At the moment this relationship is one of consumption. Schools are given directives on design, on curriculum and in turn teachers push that consumption onto students in the form of DI and traditional learning-space arrangements. It is a top down management structure. What is needed is a shift in this relationship. It must be a given that the DoE must be expected to be flexible in their policy implementation and as under-prescriptive as possible while ensuring basic health and safety regulations are met in school design and by focusing on identifying core competencies without excessive demands for curriculum content. The key, however, is to shift the balance in all three processes to make them school-initiated. All schools should have a Mission Statement and set of individual teaching and learning principles. If they do not then they are set up to be consumers.
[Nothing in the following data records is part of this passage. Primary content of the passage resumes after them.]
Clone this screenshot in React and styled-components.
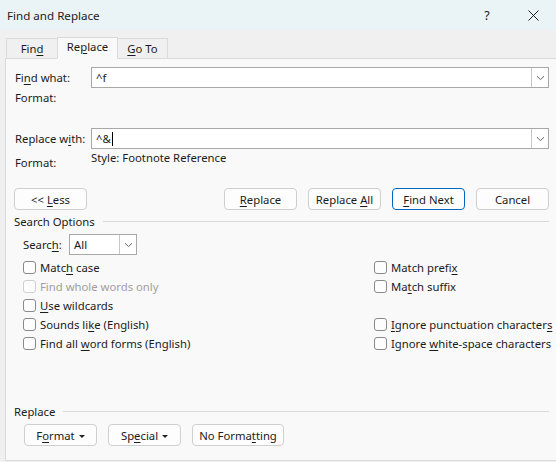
import React from 'react'
import styled, { createGlobalStyle } from 'styled-components'

const GlobalStyle = createGlobalStyle`
  html, body { margin: 0; padding: 0; background: #f0f0f0; }
  body { font-family: "Segoe UI", "Noto Sans", "Open Sans", sans-serif; font-size: 11.3px; color: #1b1b1b; }
  * { box-sizing: border-box; }
  u { text-underline-offset: 2px; }
`

const Window = styled.div`
  width: 556px;
  height: 462px;
  background: #f0f0f0;
  overflow: hidden;
`

const TitleBar = styled.div`
  height: 30px;
  background: #eaf3f6;
  display: flex;
  align-items: center;
  padding-left: 7px;
`

const Title = styled.div`
  flex: 1;
  font-size: 11.6px;
`

const TitleButton = styled.div`
  width: 46px;
  height: 30px;
  display: flex;
  align-items: center;
  justify-content: center;
  font-size: 12.5px;
`

const TabStrip = styled.div`
  height: 28px;
  display: flex;
  align-items: flex-end;
  padding-left: 6px;
  position: relative;
  z-index: 1;
`

const Tab = styled.div`
  height: ${p => (p.active ? '22px' : '20px')};
  width: ${p => p.w}px;
  display: flex;
  align-items: center;
  justify-content: center;
  padding-bottom: ${p => (p.active ? '3px' : '0')};
  border: 1px solid #dadada;
  border-bottom: ${p => (p.active ? '1px solid #f9f9f9' : 'none')};
  margin-bottom: ${p => (p.active ? '-1px' : '0')};
  background: ${p => (p.active ? '#f9f9f9' : '#f0f0f0')};
  & + & { margin-left: -1px; }
`

const Panel = styled.div`
  margin-left: 5px;
  height: 403px;
  background: #f9f9f9;
  border: 1px solid #dadada;
  border-right: none;
  padding: 8px 7px 0 8px;
  display: flex;
  flex-direction: column;
`

const FieldRow = styled.div`
  display: flex;
  align-items: center;
  margin-top: ${p => p.mt || 0}px;
`

const Label = styled.div`
  width: 77px;
  padding-left: 1px;
`

const Combo = styled.div`
  flex: 1;
  height: 21px;
  background: #fff;
  border: 1px solid #a8a8a8;
  display: flex;
  align-items: stretch;
`

const ComboText = styled.div`
  flex: 1;
  padding-left: 4px;
  display: flex;
  align-items: center;
`

const Caret = styled.span`
  display: inline-block;
  width: 1px;
  height: 14px;
  background: #000;
  margin-left: 1px;
`

const ComboArrow = styled.div`
  width: 17px;
  border-left: 1px solid #c8c8c8;
  display: flex;
  align-items: center;
  justify-content: center;
`

const FormatRow = styled.div`
  height: 18px;
  display: flex;
  align-items: center;
  padding-left: 1px;
`

const StyleRow = styled.div`
  height: 22px;
  display: flex;
  align-items: flex-start;
`

const StyleLabel = styled.div`
  width: 77px;
  padding-left: 1px;
  margin-top: 6px;
  line-height: 16px;
`

const StyleText = styled.div`
  margin-top: 1px;
  line-height: 16px;
`

const ButtonRow = styled.div`
  display: flex;
  align-items: center;
  gap: ${p => p.gap || 11}px;
  margin-top: ${p => p.mt || 0}px;
  padding-left: ${p => p.pl || 0}px;
`

const Button = styled.div`
  width: ${p => p.w || 73}px;
  height: 22px;
  border: 1px solid ${p => (p.primary ? '#0067c0' : '#cfcfcf')};
  border-radius: 4px;
  background: #fdfdfd;
  display: flex;
  align-items: center;
  justify-content: center;
  white-space: pre;
`

const Spacer = styled.div`
  flex: 1;
`

const MenuArrow = styled.span`
  display: inline-block;
  width: 0;
  height: 0;
  border-left: 3px solid transparent;
  border-right: 3px solid transparent;
  border-top: 3px solid #222;
  margin-left: 4px;
  vertical-align: 2px;
`

const Legend = styled.div`
  height: 16px;
  display: flex;
  align-items: center;
  margin-top: ${p => p.mt || 0}px;
  &::after {
    content: '';
    flex: 1;
    height: 1px;
    background: #d9d9d9;
    margin-left: 8px;
  }
`

const SearchRow = styled.div`
  display: flex;
  align-items: center;
  margin-top: 5px;
  padding-left: 9px;
`

const SearchLabel = styled.div`
  width: 46px;
`

const SmallSelect = styled(Combo)`
  flex: none;
  width: 68px;
`

const Options = styled.div`
  display: grid;
  grid-template-columns: 351px 1fr;
  grid-auto-rows: 19px;
  margin-top: 3px;
  padding-left: 9px;
`

const Option = styled.label`
  display: flex;
  align-items: center;
  gap: 4px;
  color: ${p => (p.disabled ? '#a0a0a0' : 'inherit')};
  white-space: nowrap;
`

const Box = styled.span`
  width: 13px;
  height: 13px;
  border: 1px solid ${p => (p.disabled ? '#cfcfcf' : '#8a8a8a')};
  border-radius: 3px;
  background: #fdfdfd;
  flex: none;
`

const Chevron = () => (
  <svg width="9" height="6" viewBox="0 0 9 6">
    <path d="M1 1.2 L4.5 4.6 L8 1.2" fill="none" stroke="#555" strokeWidth="0.9" />
  </svg>
)

const CloseIcon = () => (
  <svg width="11" height="11" viewBox="0 0 11 11">
    <path d="M0.5 0.5 L10.5 10.5 M10.5 0.5 L0.5 10.5" stroke="#222" strokeWidth="1" />
  </svg>
)

const options = [
  [<>Matc<u>h</u> case</>, false, <>Match prefi<u>x</u></>],
  [<>Find whole words only</>, true, <>Ma<u>t</u>ch suffix</>],
  [<><u>U</u>se wildcards</>, false, null],
  [<>Sounds li<u>k</u>e (English)</>, false, <><u>I</u>gnore punctuation character<u>s</u></>],
  [<>Find all <u>w</u>ord forms (English)</>, false, <>Ignore <u>w</u>hite-space characters</>],
]

const App = () => {
  return (
    <Window>
      <GlobalStyle />
      <TitleBar>
        <Title>Find and Replace</Title>
        <TitleButton>?</TitleButton>
        <TitleButton><CloseIcon /></TitleButton>
      </TitleBar>
      <TabStrip>
        <Tab w={52}><span>Fin<u>d</u></span></Tab>
        <Tab w={61} active><span>Re<u>p</u>lace</span></Tab>
        <Tab w={51}><span><u>G</u>o To</span></Tab>
      </TabStrip>
      <Panel>
        <FieldRow>
          <Label>Fi<u>n</u>d what:</Label>
          <Combo>
            <ComboText>^f</ComboText>
            <ComboArrow><Chevron /></ComboArrow>
          </Combo>
        </FieldRow>
        <FormatRow>Format:</FormatRow>
        <FieldRow mt={22}>
          <Label>Replace w<u>i</u>th:</Label>
          <Combo>
            <ComboText>^&amp;<Caret /></ComboText>
            <ComboArrow><Chevron /></ComboArrow>
          </Combo>
        </FieldRow>
        <StyleRow>
          <StyleLabel>Format:</StyleLabel>
          <StyleText>Style: Footnote Reference</StyleText>
        </StyleRow>
        <ButtonRow mt={17}>
          <Button><span>&lt;&lt; <u>L</u>ess</span></Button>
          <Spacer />
          <Button><span><u>R</u>eplace</span></Button>
          <Button><span>Replace <u>A</u>ll</span></Button>
          <Button primary><span><u>F</u>ind Next</span></Button>
          <Button><span>Cancel</span></Button>
        </ButtonRow>
        <Legend mt={3}>Search Options</Legend>
        <SearchRow>
          <SearchLabel>Searc<u>h</u>:</SearchLabel>
          <SmallSelect>
            <ComboText>All</ComboText>
            <ComboArrow><Chevron /></ComboArrow>
          </SmallSelect>
        </SearchRow>
        <Options>
          {options.map(([left, disabled, right], i) => (
            <React.Fragment key={i}>
              <Option disabled={disabled}><Box disabled={disabled} /><span>{left}</span></Option>
              {right ? <Option><Box /><span>{right}</span></Option> : <span />}
            </React.Fragment>
          ))}
        </Options>
        <Legend mt={50}>Replace</Legend>
        <ButtonRow mt={5} pl={10} gap={11}>
          <Button w={73}><span>F<u>o</u>rmat<MenuArrow /></span></Button>
          <Button w={73}><span>Sp<u>e</u>cial<MenuArrow /></span></Button>
          <Button w={92}><span>No Forma<u>t</u>ting</span></Button>
        </ButtonRow>
      </Panel>
    </Window>
  )
}

export default App
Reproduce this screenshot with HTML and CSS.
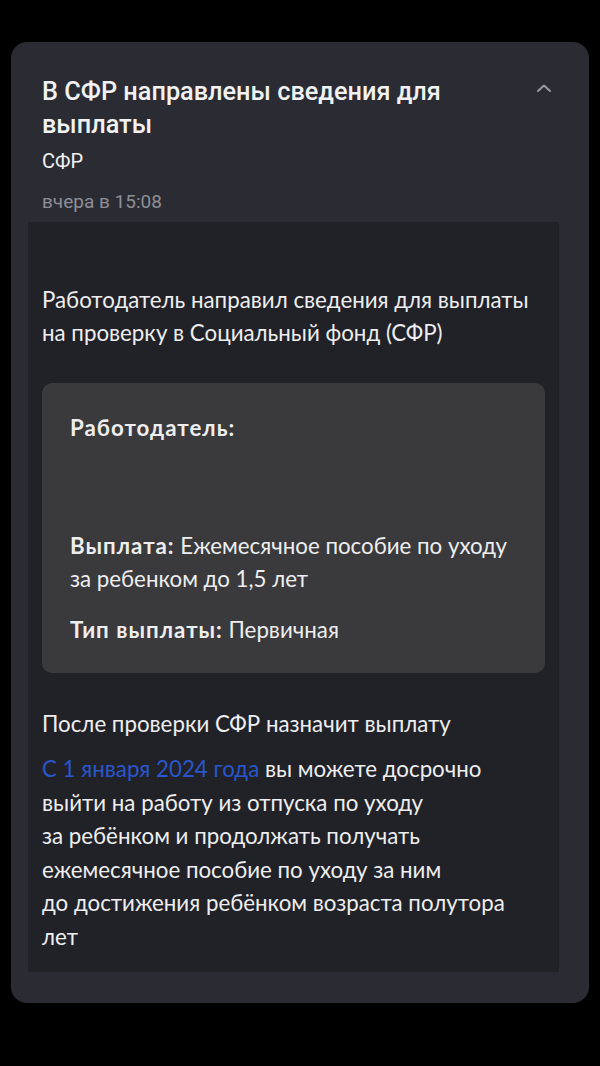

If a school has these documents but if they have not been democratically devised with the input of the whole school community, it is set up to produce consumers only. Such a school passively take whatever it is given by the DoE because it has no mission, no driving goals or raison d’être.
Schools which do have a strong and lived Mission Statement and set of teaching and learning principles have a need to personalise their school environment and their curriculum and adopt teaching methods that suit their goals. These are production-driven schools. They are interested in the creation of new and personalised knowledge, the production of academic artefacts, the development of students who are imbued with communally-valued mindsets and “soft skills”. Because these schools have such a strongly-defined sense of community and vision, it is desirable that the DoE adopt a role of facilitator for this vision. To enable such schools it is essential that all school planning, all talk of curriculum and all pedagogical support stems from a school-led discussion with the DoE. That discussion must begin with the school explaining its Mission Statement and vision and with the DoE asking ‘how can we help make it a reality?